Estate Law

What Is a Revocable Beneficiary and How Does It Work?

Discover how revocable beneficiaries provide flexible control over your assets, ensuring smooth transfer and avoiding probate.

A beneficiary is an individual or entity designated to receive assets or benefits from a financial account, insurance policy, or other arrangement upon the owner’s death. This designation helps ensure assets are distributed efficiently. A revocable beneficiary is a specific type of designation offering significant flexibility to the asset owner.

Defining a Revocable Beneficiary

A revocable beneficiary is a person or entity named by an asset owner who can be changed or removed at any time without their consent. This designation grants the owner complete control over their assets during their lifetime, allowing them to modify or revoke the beneficiary as circumstances evolve.

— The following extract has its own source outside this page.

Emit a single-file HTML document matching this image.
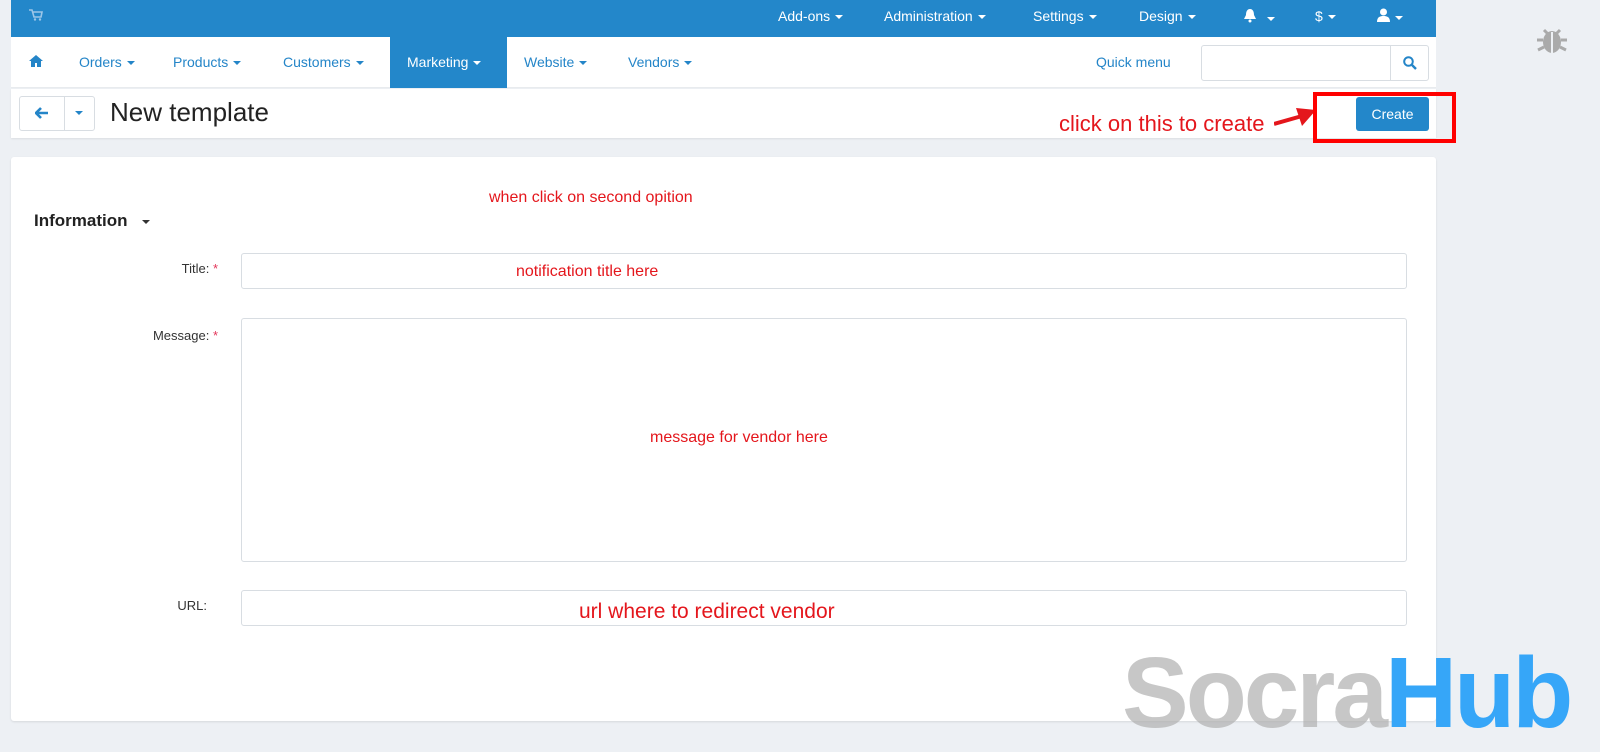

This contrasts with an irrevocable beneficiary, who cannot be changed or removed without their express written consent. The flexibility of a revocable designation is preferred as it allows the owner to adapt their estate plan without needing approval from the named beneficiary.

Assets That Can Have Revocable Beneficiaries

Many common financial instruments allow for the designation of a revocable beneficiary. Life insurance policies frequently utilize this feature, ensuring policy proceeds are paid directly to the named individual upon the insured’s death. Retirement accounts, such as 401(k)s and Individual Retirement Accounts (IRAs), also commonly employ revocable beneficiary designations. Bank accounts, including checking and savings accounts, can be set up with Payable-on-Death (POD) designations, which function similarly to revocable beneficiaries. Investment accounts, like brokerage accounts, often use Transfer-on-Death (TOD) registrations for securities.

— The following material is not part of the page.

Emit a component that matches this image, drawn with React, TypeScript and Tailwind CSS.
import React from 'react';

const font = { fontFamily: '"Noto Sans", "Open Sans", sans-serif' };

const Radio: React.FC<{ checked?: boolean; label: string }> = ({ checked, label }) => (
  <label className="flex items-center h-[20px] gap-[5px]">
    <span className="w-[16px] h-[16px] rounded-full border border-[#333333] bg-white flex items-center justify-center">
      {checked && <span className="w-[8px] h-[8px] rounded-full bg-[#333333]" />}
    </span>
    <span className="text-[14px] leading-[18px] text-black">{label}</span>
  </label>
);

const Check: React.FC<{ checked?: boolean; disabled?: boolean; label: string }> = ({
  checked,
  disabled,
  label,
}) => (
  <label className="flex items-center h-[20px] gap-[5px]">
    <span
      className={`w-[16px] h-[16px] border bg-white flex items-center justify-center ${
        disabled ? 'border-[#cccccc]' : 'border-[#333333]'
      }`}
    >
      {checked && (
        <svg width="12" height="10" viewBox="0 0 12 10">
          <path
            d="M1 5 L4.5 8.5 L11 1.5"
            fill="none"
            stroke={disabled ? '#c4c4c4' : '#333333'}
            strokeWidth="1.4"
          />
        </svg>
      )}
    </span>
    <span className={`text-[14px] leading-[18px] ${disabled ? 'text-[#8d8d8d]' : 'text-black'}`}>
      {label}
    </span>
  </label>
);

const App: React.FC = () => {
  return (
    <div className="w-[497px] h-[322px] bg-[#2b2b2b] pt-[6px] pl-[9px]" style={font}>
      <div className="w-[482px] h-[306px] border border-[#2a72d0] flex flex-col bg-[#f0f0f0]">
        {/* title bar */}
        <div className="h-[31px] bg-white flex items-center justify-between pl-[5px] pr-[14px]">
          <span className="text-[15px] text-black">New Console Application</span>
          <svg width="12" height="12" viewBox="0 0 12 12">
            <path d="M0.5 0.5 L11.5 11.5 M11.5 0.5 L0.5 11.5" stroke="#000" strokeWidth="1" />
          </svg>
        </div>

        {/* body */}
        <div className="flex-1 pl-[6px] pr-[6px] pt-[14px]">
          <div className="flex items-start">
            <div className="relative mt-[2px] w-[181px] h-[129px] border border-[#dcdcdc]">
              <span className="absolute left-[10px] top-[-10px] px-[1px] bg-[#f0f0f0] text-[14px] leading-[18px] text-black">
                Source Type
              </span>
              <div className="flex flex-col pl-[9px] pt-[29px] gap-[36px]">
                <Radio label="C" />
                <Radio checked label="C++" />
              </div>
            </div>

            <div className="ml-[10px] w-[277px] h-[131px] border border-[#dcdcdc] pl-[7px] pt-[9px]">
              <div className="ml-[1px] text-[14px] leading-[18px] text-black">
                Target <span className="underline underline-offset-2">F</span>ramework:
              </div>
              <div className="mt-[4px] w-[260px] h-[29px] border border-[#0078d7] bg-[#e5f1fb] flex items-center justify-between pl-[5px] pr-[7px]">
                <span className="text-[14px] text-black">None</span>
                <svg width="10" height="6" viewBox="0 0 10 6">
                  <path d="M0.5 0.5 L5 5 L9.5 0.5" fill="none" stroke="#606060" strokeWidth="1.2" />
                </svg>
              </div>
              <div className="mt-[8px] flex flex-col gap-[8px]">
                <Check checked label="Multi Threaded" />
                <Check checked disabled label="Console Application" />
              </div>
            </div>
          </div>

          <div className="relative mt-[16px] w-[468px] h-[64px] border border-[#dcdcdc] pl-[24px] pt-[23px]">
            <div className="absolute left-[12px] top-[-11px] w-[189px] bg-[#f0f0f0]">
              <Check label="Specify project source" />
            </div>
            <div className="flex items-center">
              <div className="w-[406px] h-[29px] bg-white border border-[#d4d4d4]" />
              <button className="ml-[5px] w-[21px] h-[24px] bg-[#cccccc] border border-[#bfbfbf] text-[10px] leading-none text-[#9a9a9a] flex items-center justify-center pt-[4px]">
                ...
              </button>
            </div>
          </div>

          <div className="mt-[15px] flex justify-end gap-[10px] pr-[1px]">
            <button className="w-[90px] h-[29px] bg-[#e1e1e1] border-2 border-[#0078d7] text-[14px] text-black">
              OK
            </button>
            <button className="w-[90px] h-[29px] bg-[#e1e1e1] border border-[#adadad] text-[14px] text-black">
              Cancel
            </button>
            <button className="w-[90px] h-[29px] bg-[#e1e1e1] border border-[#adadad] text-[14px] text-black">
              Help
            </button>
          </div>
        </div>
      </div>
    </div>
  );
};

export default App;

How to Designate a Revocable Beneficiary

Designating a revocable beneficiary requires gathering specific information about the intended recipient. Typically, the full legal name, date of birth, and relationship to the asset owner are required. For certain accounts, such as retirement plans, the beneficiary’s Social Security Number may also be necessary to ensure proper identification and tax reporting.

The necessary forms for designation are usually obtained directly from the financial institution, insurance company, or plan administrator. These forms must be completed accurately, ensuring all informational fields correspond precisely with the gathered details. It is also prudent to consider naming contingent beneficiaries, who would receive the assets if the primary beneficiary predeceases the owner.

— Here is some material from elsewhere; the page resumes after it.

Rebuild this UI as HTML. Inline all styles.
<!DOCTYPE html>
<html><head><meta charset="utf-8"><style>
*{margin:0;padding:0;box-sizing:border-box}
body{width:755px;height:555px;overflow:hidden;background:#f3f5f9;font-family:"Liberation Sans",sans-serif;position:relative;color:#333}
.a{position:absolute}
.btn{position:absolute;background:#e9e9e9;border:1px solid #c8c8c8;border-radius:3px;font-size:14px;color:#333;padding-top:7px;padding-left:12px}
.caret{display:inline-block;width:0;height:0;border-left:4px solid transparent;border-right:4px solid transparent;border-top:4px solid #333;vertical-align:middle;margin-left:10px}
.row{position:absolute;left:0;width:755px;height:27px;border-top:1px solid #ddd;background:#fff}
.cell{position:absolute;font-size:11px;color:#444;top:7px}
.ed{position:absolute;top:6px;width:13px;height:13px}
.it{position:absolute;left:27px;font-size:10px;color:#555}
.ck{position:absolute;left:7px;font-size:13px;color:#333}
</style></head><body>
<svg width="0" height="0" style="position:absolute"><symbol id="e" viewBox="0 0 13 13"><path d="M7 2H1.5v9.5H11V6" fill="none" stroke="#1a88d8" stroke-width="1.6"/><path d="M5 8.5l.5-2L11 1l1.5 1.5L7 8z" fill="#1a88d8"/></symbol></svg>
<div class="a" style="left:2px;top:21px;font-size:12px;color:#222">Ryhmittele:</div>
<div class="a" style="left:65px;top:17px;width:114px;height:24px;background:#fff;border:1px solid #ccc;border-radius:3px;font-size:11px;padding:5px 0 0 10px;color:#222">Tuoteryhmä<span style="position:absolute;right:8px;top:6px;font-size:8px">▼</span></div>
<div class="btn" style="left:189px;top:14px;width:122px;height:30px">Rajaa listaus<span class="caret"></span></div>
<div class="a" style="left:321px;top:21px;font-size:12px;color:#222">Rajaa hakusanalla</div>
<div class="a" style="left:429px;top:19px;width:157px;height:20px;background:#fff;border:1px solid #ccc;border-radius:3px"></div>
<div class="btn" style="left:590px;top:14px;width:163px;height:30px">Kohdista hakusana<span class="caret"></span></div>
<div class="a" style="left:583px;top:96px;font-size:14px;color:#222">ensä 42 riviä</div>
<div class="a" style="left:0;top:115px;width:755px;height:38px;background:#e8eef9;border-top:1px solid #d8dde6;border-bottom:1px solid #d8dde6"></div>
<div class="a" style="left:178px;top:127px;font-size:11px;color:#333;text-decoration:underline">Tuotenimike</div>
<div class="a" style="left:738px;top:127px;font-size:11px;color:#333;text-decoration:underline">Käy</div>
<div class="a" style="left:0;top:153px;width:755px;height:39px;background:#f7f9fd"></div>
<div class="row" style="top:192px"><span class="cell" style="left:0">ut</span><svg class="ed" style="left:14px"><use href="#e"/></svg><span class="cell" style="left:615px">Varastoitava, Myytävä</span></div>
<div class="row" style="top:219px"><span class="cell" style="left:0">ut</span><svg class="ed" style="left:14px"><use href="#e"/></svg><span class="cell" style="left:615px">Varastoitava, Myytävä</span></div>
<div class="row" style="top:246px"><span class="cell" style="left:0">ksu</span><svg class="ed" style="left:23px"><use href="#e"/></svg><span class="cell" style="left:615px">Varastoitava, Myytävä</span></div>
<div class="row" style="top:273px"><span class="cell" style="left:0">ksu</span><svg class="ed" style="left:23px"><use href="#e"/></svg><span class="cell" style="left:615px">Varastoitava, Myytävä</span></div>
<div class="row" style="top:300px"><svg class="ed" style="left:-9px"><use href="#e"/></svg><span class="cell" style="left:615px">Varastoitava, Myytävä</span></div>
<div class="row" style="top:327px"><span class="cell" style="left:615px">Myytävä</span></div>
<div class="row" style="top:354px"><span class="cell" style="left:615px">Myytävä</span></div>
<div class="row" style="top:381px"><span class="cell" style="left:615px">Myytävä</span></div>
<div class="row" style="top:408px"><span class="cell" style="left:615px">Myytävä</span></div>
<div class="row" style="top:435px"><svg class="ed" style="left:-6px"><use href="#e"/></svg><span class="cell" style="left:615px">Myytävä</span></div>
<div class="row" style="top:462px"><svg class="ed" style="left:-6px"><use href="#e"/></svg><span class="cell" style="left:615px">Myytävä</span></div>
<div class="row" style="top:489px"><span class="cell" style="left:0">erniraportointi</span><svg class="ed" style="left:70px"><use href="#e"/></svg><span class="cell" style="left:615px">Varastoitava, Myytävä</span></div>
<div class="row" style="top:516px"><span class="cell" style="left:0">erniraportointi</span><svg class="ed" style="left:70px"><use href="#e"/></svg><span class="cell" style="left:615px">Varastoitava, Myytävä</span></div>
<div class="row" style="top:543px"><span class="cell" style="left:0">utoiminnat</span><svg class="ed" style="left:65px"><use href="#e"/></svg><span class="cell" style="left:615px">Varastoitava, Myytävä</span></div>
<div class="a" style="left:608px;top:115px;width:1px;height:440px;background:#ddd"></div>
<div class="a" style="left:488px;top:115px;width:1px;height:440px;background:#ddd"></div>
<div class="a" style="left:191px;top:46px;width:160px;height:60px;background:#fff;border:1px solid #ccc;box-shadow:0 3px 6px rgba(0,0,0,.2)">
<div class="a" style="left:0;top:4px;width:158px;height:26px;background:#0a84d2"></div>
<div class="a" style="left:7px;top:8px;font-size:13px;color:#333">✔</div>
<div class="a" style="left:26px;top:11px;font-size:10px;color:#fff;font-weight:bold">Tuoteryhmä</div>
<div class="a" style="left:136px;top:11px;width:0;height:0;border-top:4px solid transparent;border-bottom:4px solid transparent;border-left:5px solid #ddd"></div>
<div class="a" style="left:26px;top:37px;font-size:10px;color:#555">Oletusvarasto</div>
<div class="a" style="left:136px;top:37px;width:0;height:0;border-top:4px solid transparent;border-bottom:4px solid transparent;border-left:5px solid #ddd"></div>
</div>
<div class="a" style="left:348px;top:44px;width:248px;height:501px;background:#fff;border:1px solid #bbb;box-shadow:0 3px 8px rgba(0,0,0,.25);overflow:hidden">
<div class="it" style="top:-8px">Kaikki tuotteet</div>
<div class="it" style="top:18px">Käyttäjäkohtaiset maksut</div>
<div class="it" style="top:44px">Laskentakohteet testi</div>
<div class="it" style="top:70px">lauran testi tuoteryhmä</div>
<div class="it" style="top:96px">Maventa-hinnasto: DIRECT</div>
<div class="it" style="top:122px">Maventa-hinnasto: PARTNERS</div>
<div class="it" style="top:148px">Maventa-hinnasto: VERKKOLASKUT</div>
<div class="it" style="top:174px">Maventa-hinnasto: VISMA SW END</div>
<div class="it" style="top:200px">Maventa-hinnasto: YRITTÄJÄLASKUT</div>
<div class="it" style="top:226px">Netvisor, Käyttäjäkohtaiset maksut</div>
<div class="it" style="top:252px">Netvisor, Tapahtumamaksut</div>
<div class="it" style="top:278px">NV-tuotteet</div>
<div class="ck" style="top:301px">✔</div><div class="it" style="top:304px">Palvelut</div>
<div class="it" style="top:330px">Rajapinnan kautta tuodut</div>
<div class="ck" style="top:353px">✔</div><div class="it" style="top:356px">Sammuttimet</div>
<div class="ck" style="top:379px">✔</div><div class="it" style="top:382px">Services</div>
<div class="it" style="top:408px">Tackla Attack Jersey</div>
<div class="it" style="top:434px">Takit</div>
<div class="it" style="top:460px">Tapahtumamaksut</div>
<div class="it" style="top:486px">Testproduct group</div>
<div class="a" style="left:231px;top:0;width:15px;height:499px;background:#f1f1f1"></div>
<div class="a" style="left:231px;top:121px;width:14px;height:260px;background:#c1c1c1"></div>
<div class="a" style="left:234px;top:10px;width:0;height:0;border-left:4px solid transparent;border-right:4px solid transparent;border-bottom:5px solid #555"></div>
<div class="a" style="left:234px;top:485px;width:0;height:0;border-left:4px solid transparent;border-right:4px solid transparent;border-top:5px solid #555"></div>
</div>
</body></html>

How to Change or Remove a Revocable Beneficiary

Modifying or removing a revocable beneficiary involves a clear procedural path initiated by the asset owner. The first step is to contact the relevant institution, such as the bank, insurance company, or brokerage firm, to request the specific change of beneficiary form. These forms are distinct from the initial designation forms and are designed for modifications.

Once obtained, the form must be completed with the updated beneficiary information or a clear indication of removal. The completed and signed form is then submitted to the institution through their specified method, which may include mail, an online portal, or in-person delivery. This process ensures the institution’s records are updated to reflect the owner’s current wishes.

Key Implications of a Revocable Beneficiary

A primary advantage of designating a revocable beneficiary is the ability for assets to bypass the probate process upon the owner’s death. This direct transfer means assets can be distributed more quickly and privately to the named beneficiaries, avoiding lengthy and public court proceedings. This can save time and reduce administrative costs.